Tribeca, French Actresses, Gay History

Next week blogging will return to normal but this weekend I'm mostly offline. That's normally hard for me (My name is Nathaniel and I'm an internet addict) but this wedding weekend is such a blast that I haven't much though of movies... except for when we passed the Alamo Ritz earlier.

Before I left I took in my last Tribeca film, All About Actresses [Q & A] which is a French mockumentary about actresses and their neurosis. The actresses play themselves... but comedic false versions of themselves. The writer/director/star Maïwenn looked SO familiar to me and I just couldn't place her. This is what IMDB is for. Turns out she played the diva Plavalaguna in The Fifth Element. Well, how about that? I always loved her scene in that movie. Her new film is... unusual... but despite my francophilia, I feel like more knowledge of French cinema would have definitely helped me get the comedic twists on the star personas of the various actresses featured: Karin Viard, Charlotte Rampling, Muriel Robin, Karole Rocher, Jeanne Balibar, Romane Bohringer, Mélanie Doutey, Julie Depardieu, Estelle Lefébure. Nevertheless I was horrified that the audience knew even less than I. Consider: One audience member stands to ask a question and prefaces it by saying
I can't remember her name... but my question is about the old lady. The one that was in Basic Instinct 2...
 Charlotte Rampling?!? CHARLOTTE freaking RAMPLING reduced to 'the old lady that was in Basic Instinct 2?'

........Nathaniel wept.

I kept trying to picture All About Actresses with more familiar Hollywood actresses and it'd be quite a watchable oddity that we'd have to talk about. We'd have to talk about it a lot. My greatest take away was that I missed Romane Bohringer and I definitely want to see more of Karin Viard's work.
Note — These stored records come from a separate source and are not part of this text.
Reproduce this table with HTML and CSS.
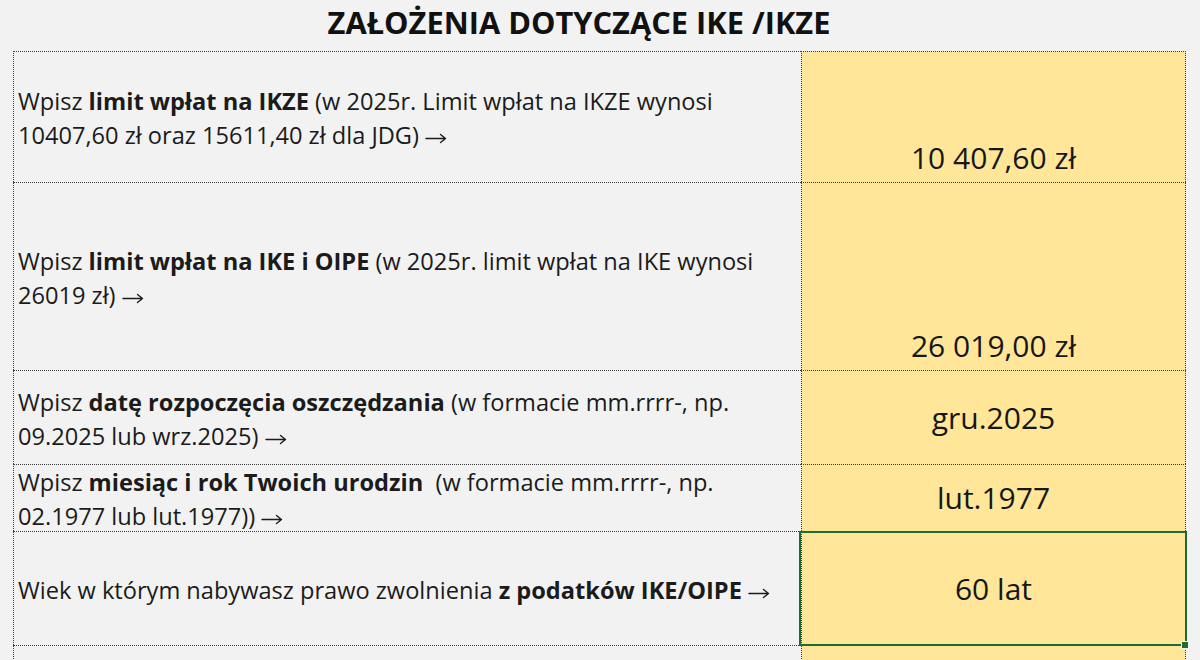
FILE: index.html
```html
<!DOCTYPE html>
<html lang="pl">
<head>
<meta charset="utf-8">
<title>Założenia dotyczące IKE / IKZE</title>
<link rel="stylesheet" href="styles.css">
</head>
<body>
<h1 class="title">ZAŁOŻENIA DOTYCZĄCE IKE /IKZE</h1>
<div class="sheet">
  <div class="cell label r1"><p class="txt">Wpisz <b>limit wpłat na IKZE</b> (w 2025r. Limit wpłat na IKZE wynosi 10407,60 zł oraz 15611,40 zł dla JDG) <svg class="arr" viewBox="0 0 22 12" aria-label="→"><path d="M1 6.5H20.5M15.5 2.5L20.5 6.5L15.5 10.5"/></svg></p></div>
  <div class="cell value bottom r1">10 407,60 zł</div>

  <div class="cell label r2"><p class="txt">Wpisz <b>limit wpłat na IKE i OIPE</b> (w 2025r. limit wpłat na IKE wynosi 26019 zł) <svg class="arr" viewBox="0 0 22 12" aria-label="→"><path d="M1 6.5H20.5M15.5 2.5L20.5 6.5L15.5 10.5"/></svg></p></div>
  <div class="cell value bottom r2">26 019,00 zł</div>

  <div class="cell label r3"><p class="txt">Wpisz <b>datę rozpoczęcia oszczędzania</b> (w formacie mm.rrrr-, np. 09.2025 lub wrz.2025) <svg class="arr" viewBox="0 0 22 12" aria-label="→"><path d="M1 6.5H20.5M15.5 2.5L20.5 6.5L15.5 10.5"/></svg></p></div>
  <div class="cell value r3">gru.2025</div>

  <div class="cell label r4"><p class="txt">Wpisz <b>miesiąc i rok Twoich urodzin</b>&nbsp; (w formacie mm.rrrr-, np. 02.1977 lub lut.1977)) <svg class="arr" viewBox="0 0 22 12" aria-label="→"><path d="M1 6.5H20.5M15.5 2.5L20.5 6.5L15.5 10.5"/></svg></p></div>
  <div class="cell value r4">lut.1977</div>

  <div class="cell label r5"><p class="txt">Wiek w którym nabywasz prawo zwolnienia <b>z podatków IKE/OIPE</b> <svg class="arr" viewBox="0 0 22 12" aria-label="→"><path d="M1 6.5H20.5M15.5 2.5L20.5 6.5L15.5 10.5"/></svg></p></div>
  <div class="cell value selected r5">60 lat<span class="handle"></span></div>

  <div class="cell label r6"></div>
  <div class="cell value r6"></div>
</div>
</body>
</html>
```

FILE: styles.css
```css
html, body {
  margin: 0;
  padding: 0;
  background: #f2f2f2;
  overflow: hidden;
}

body {
  width: 1200px;
  height: 660px;
  font-family: "Open Sans", "Noto Sans", sans-serif;
  color: #1b1b1b;
}

.title {
  margin: 0;
  height: 51px;
  box-sizing: border-box;
  padding-top: 1px;
  padding-right: 42px;
  text-align: center;
  font-size: 30.8px;
  font-weight: 700;
  line-height: 42px;
  color: #111;
}

.sheet {
  margin-left: 13px;
  display: grid;
  grid-template-columns: 788px 385px;
  grid-template-rows: 131px 188px 94px 67px 114px 40px;
}

.cell {
  box-sizing: border-box;
  border-top: 1px dotted #3a3a3a;
  border-left: 1px dotted #3a3a3a;
  display: flex;
  align-items: center;
}

.label {
  padding-left: 4px;
  padding-right: 8px;
  padding-top: 2px;
}

.txt {
  margin: 0;
  font-size: 23.6px;
  line-height: 34px;
}

.txt b {
  font-weight: 700;
}

.arr {
  display: inline-block;
  width: 22px;
  height: 12px;
  vertical-align: 0px;
  fill: none;
  stroke: #1b1b1b;
  stroke-width: 1.4;
  stroke-linecap: round;
  stroke-linejoin: round;
}

.value {
  background: #ffe699;
  border-right: 1px dotted #3a3a3a;
  justify-content: center;
  font-size: 30px;
  line-height: 38px;
  color: #161616;
}

.value.bottom {
  align-items: flex-end;
  padding-bottom: 5px;
}

.selected {
  position: relative;
}

.selected::after {
  content: "";
  position: absolute;
  left: -3px;
  top: -1px;
  right: -2px;
  bottom: -1px;
  border: 2px solid #1e6b36;
  pointer-events: none;
}

.handle {
  position: absolute;
  right: -4px;
  bottom: -4px;
  width: 6px;
  height: 6px;
  background: #1e6b36;
  border: 1px solid #f2f2f2;
  z-index: 2;
}
```
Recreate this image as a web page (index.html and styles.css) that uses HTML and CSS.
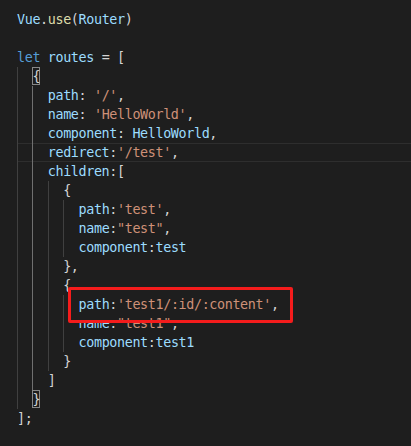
FILE: index.html
```html
<!DOCTYPE html>
<html>
<head>
<meta charset="utf-8">
<link rel="stylesheet" href="styles.css">
</head>
<body>
<div class="editor">
<div class="ln"><span class="v">Vue</span>.<span class="f">use</span>(<span class="v">Router</span>)</div>
<div class="ln"></div>
<div class="ln"><span class="k">let</span> <span class="v">routes</span> = [</div>
<div class="ln"><span class="g">  </span><span class="m">{</span></div>
<div class="ln"><span class="g">  </span><span class="g a">  </span><span class="v">path</span>: <span class="s">'/'</span>,</div>
<div class="ln"><span class="g">  </span><span class="g a">  </span><span class="v">name</span>: <span class="s">'HelloWorld'</span>,</div>
<div class="ln"><span class="g">  </span><span class="g a">  </span><span class="v">component</span>: <span class="v">HelloWorld</span>,</div>
<div class="ln cur"><span class="g">  </span><span class="g a">  </span><span class="v">redirect</span>:<span class="s">'/test'</span>,</div>
<div class="ln"><span class="g">  </span><span class="g a">  </span><span class="v">children</span>:[</div>
<div class="ln"><span class="g">  </span><span class="g a">  </span><span class="g">  </span>{</div>
<div class="ln"><span class="g">  </span><span class="g a">  </span><span class="g">  </span><span class="g">  </span><span class="v">path</span>:<span class="s">'test'</span>,</div>
<div class="ln"><span class="g">  </span><span class="g a">  </span><span class="g">  </span><span class="g">  </span><span class="v">name</span>:<span class="s">"test"</span>,</div>
<div class="ln"><span class="g">  </span><span class="g a">  </span><span class="g">  </span><span class="g">  </span><span class="v">component</span>:<span class="v">test</span></div>
<div class="ln"><span class="g">  </span><span class="g a">  </span><span class="g">  </span>},</div>
<div class="ln"><span class="g">  </span><span class="g a">  </span><span class="g">  </span>{</div>
<div class="ln"><span class="g">  </span><span class="g a">  </span><span class="g">  </span><span class="g">  </span><span class="v">path</span>:<span class="s">'test1/:id/:content'</span>,</div>
<div class="ln"><span class="g">  </span><span class="g a">  </span><span class="g">  </span><span class="g">  </span><span class="v">name</span>:<span class="s">"test1"</span>,</div>
<div class="ln"><span class="g">  </span><span class="g a">  </span><span class="g">  </span><span class="g">  </span><span class="v">component</span>:<span class="v">test1</span></div>
<div class="ln"><span class="g">  </span><span class="g a">  </span><span class="g">  </span>}</div>
<div class="ln"><span class="g">  </span><span class="g a">  </span>]</div>
<div class="ln"><span class="g">  </span><span class="m">}</span></div>
<div class="ln">];</div>
<div class="mark"></div>
</div>
</body>
</html>
```

FILE: styles.css
```css
html, body {
  margin: 0;
  padding: 0;
  background: #1e1e1e;
}
body {
  width: 411px;
  height: 446px;
  overflow: hidden;
}
.editor {
  position: relative;
  padding: 10px 0 0 17px;
  font-family: "DejaVu Sans Mono", "Liberation Mono", monospace;
  font-size: 13.4px;
  letter-spacing: -0.37px;
  color: #d4d4d4;
}
.ln {
  height: 19px;
  line-height: 19px;
  white-space: pre;
}
.cur {
  box-shadow: inset 0 1px #2e2e2e, inset 0 -1px #2e2e2e;
}
.v { color: #9cdcfe; }
.f { color: #dcdcaa; }
.k { color: #569cd6; }
.s { color: #ce9178; }
.g {
  display: inline-block;
  height: 19px;
  vertical-align: top;
  background: linear-gradient(to right, #404040 1px, transparent 1px);
}
.g.a {
  background: linear-gradient(to right, #707070 1px, transparent 1px);
}
.m {
  display: inline-block;
  height: 18px;
  vertical-align: top;
  box-shadow: inset 0 0 0 1px #888888;
}
.mark {
  position: absolute;
  left: 68px;
  top: 287px;
  width: 225px;
  height: 36px;
  box-sizing: border-box;
  border: 3px solid #f51c1c;
  border-radius: 2px;
}
```
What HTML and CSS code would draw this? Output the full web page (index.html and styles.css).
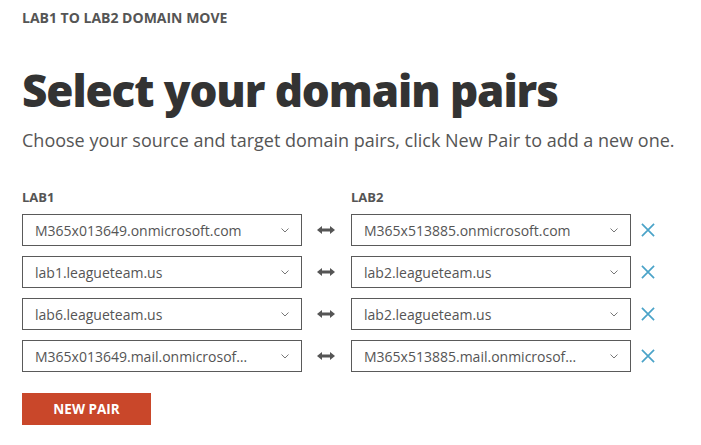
FILE: index.html
```html
<!DOCTYPE html>
<html lang="en">
<head>
    <meta charset="UTF-8">
    <title>Domain Move</title>
    <link rel="stylesheet" href="styles.css">
</head>
<body>
    <div class="page">
        <div class="crumb">LAB1 TO LAB2 DOMAIN MOVE</div>
        <h1 class="title">Select your domain pairs</h1>
        <p class="subtitle">Choose your source and target domain pairs, click New Pair to add a new one.</p>

        <div class="pairs">
            <div class="pair labels">
                <div class="label">LAB1</div>
                <div class="swap"></div>
                <div class="label">LAB2</div>
            </div>

            <div class="pair">
                <div class="select"><span class="value">M365x013649.onmicrosoft.com</span><svg class="chev" viewBox="0 0 8 5"><path d="M0.5 0.5 L4 4 L7.5 0.5" /></svg></div>
                <svg class="swap" viewBox="0 0 18 8"><path d="M0 4 L5 0 L5 2.5 L13 2.5 L13 0 L18 4 L13 8 L13 5.5 L5 5.5 L5 8 Z" /></svg>
                <div class="select"><span class="value">M365x513885.onmicrosoft.com</span><svg class="chev" viewBox="0 0 8 5"><path d="M0.5 0.5 L4 4 L7.5 0.5" /></svg></div>
                <svg class="remove" viewBox="0 0 15 15"><path d="M1 1 L14 14 M14 1 L1 14" /></svg>
            </div>

            <div class="pair">
                <div class="select"><span class="value">lab1.leagueteam.us</span><svg class="chev" viewBox="0 0 8 5"><path d="M0.5 0.5 L4 4 L7.5 0.5" /></svg></div>
                <svg class="swap" viewBox="0 0 18 8"><path d="M0 4 L5 0 L5 2.5 L13 2.5 L13 0 L18 4 L13 8 L13 5.5 L5 5.5 L5 8 Z" /></svg>
                <div class="select"><span class="value">lab2.leagueteam.us</span><svg class="chev" viewBox="0 0 8 5"><path d="M0.5 0.5 L4 4 L7.5 0.5" /></svg></div>
                <svg class="remove" viewBox="0 0 15 15"><path d="M1 1 L14 14 M14 1 L1 14" /></svg>
            </div>

            <div class="pair">
                <div class="select"><span class="value">lab6.leagueteam.us</span><svg class="chev" viewBox="0 0 8 5"><path d="M0.5 0.5 L4 4 L7.5 0.5" /></svg></div>
                <svg class="swap" viewBox="0 0 18 8"><path d="M0 4 L5 0 L5 2.5 L13 2.5 L13 0 L18 4 L13 8 L13 5.5 L5 5.5 L5 8 Z" /></svg>
                <div class="select"><span class="value">lab2.leagueteam.us</span><svg class="chev" viewBox="0 0 8 5"><path d="M0.5 0.5 L4 4 L7.5 0.5" /></svg></div>
                <svg class="remove" viewBox="0 0 15 15"><path d="M1 1 L14 14 M14 1 L1 14" /></svg>
            </div>

            <div class="pair">
                <div class="select"><span class="value">M365x013649.mail.onmicrosoft.com</span><svg class="chev" viewBox="0 0 8 5"><path d="M0.5 0.5 L4 4 L7.5 0.5" /></svg></div>
                <svg class="swap" viewBox="0 0 18 8"><path d="M0 4 L5 0 L5 2.5 L13 2.5 L13 0 L18 4 L13 8 L13 5.5 L5 5.5 L5 8 Z" /></svg>
                <div class="select"><span class="value">M365x513885.mail.onmicrosoft.com</span><svg class="chev" viewBox="0 0 8 5"><path d="M0.5 0.5 L4 4 L7.5 0.5" /></svg></div>
                <svg class="remove" viewBox="0 0 15 15"><path d="M1 1 L14 14 M14 1 L1 14" /></svg>
            </div>
        </div>

        <button class="new-pair">NEW PAIR</button>
    </div>
</body>
</html>
```

FILE: styles.css
```css
html, body {
    margin: 0;
    background: #ffffff;
    font-family: "Open Sans", Arial, sans-serif;
    color: #333333;
}

.page {
    padding: 8px 22px;
}

.crumb {
    font-size: 14px;
    font-weight: 700;
    color: #555555;
    line-height: 19px;
}

.title {
    margin: 37px 0 0 0;
    font-size: 44px;
    font-weight: 800;
    line-height: 52px;
    letter-spacing: -1.1px;
    color: #333333;
}

.subtitle {
    margin: 12px 0 0 0;
    font-size: 18px;
    line-height: 24px;
    color: #555555;
}

.pairs {
    margin-top: 37px;
    display: flex;
    flex-direction: column;
    gap: 10px;
}

.pair {
    display: flex;
    align-items: center;
}

.pair.labels {
    margin-bottom: -2px;
}

.label {
    width: 280px;
    font-size: 13px;
    font-weight: 700;
    color: #555555;
    line-height: 17px;
}

.select {
    box-sizing: border-box;
    width: 280px;
    height: 32px;
    border: 1px solid #5a5a5a;
    display: flex;
    align-items: center;
    padding: 0 12px 0 12px;
    font-size: 14px;
    color: #555555;
}

.value {
    flex: 1;
    overflow: hidden;
    white-space: nowrap;
    text-overflow: ellipsis;
    margin-right: 30px;
}

.chev {
    width: 8px;
    height: 5px;
    fill: none;
    stroke: #777777;
    stroke-width: 1;
}

.swap {
    width: 18px;
    height: 8px;
    margin: 0 16px 0 15px;
    fill: #555555;
}

.remove {
    width: 14px;
    height: 14px;
    margin-left: 10px;
    fill: none;
    stroke: #4aa3c8;
    stroke-width: 1.8;
}

.new-pair {
    margin-top: 21px;
    width: 129px;
    height: 32px;
    border: none;
    background: #c9472a;
    color: #ffffff;
    font-family: "Open Sans", Arial, sans-serif;
    font-size: 13.5px;
    font-weight: 700;
    cursor: pointer;
}
```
I forgot to mention it earlier but I also attended a special screening of the work in progress documentary Making the Boys [Panel] which covers the history of Mart Crowley's landmark gay stage play turned movie Boys in the Band (1968-1970). I have long been in the camp that feels that the property in question is a classic example of internalized homophobia but the documentary is terrific at showing all the sides of the arguments surrounding it. It attempts to put it all into perspective in terms of Boys place in the chronology of gay liberation. When it's completed it'll also be a must see for classic Hollywood devotees -- especially Natalie Wood fans. She was Crowley's patron saint, friend, and frequent employer and she gets lots of time and love in the documentary. Major bonus points: archival footage from parties at Wood's beach house with Hollywood stars like Sal Mineo and Roddy McDowall and great anecdotes about Bette Davis, William Friedkin and Richard Harris among others.

...more later but now I sleep and attend wedding festivities. Have a great weekend.